Côté essais, ce fut l’été Spinoza. Avec dans un premier temps le Spinoza, une philosophie de la joie, de Robert Misrahi puis le Spinoza de Alain. Incapable de lire philosophe dans le texte mais pressentant quelques atomes crochus avec le personnage, je ne suis pas mécontent de commencer à entrevoir la vision du monde du personnage. Et pour achever cet été, retour à Borgès, toujours avec autant de plaisir. Une prochaine chronique sera consacrée à son essai sur le style.
Commandé également quelques bouquins à la librairie La Plume, dont les références traînaient dans mes carnets : La consolation de la philosophie de Boëce, Shantaram de Grégory David Roberts et un contemporain espagnol, Javier Cercas, Anatomie d’un instant. Une commande très décousue, convenons-en, mais qui n’a d’autre vocation que de peupler la bibliothèque pour les longues soirées d’hiver.
Bonne fin de vacances à tous. Elles s’achèvent en Bretagne si l’on en croit certain adage, qui tend à se vérifier cette année « A Brest, il y a deux saisons : le quinze août et l’hiver ».
La Consolation de Philosophie de Boèce est un “classique” du genre allégorique. J’ai, en des temps très lointains, traduit et commenté les Traités Théologiques du même, le genre de demande que pouvait faire un Maître d’Université à l’un(e) de ses étudiant(e)s en mal d’occupation cérébrale, mais pas de passion antique. Quelle corvée, vraiment! depuis, il y a une excellente traduction et édition chez GF. Si j’avais pensé que les Traités et leurs considérations sur la Trinité du Dieu unique, et autres délicatesses liées au nestorisme y arrivassent un jour!
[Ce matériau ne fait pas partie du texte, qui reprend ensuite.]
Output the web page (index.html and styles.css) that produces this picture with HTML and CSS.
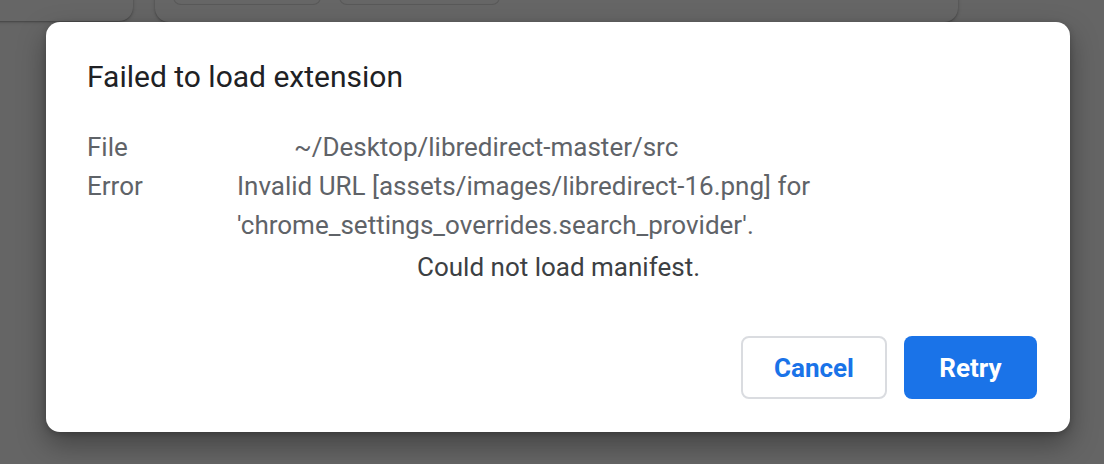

C’est quand même assez particulier… mais consolant, si je puis me permettre, de me dire que tout cela est accessible hic et nunc au prix d’un paquet de cigarettes….
Je souhaite, Philippe, que votre découverte de Colette ne s’arrête pas là, et que vous franchissiez le pas de lire Spinoza dans le texte, il ne faut pas trop procrastiner, car tant de commentaires entourant le grand homme, ils finiront par vous livrer une boule à facettes au lieu de la vraie figure du philosophe. D’autant que les essais et les appareils critiques sont toujours plus pertinents à consulter a posteriori, une fois imprégné de l’oeuvre.
Le Prêtre Marié, en effet, ce n’est pas une sinécure, et même pas une cure. J’ai fini par le finir, il y a bien des semaines maintenant, et, oui, il faut le dire, il y avait parfois quelque chose d’héroïque à poursuivre, mais, de si belles noirceurs aussi!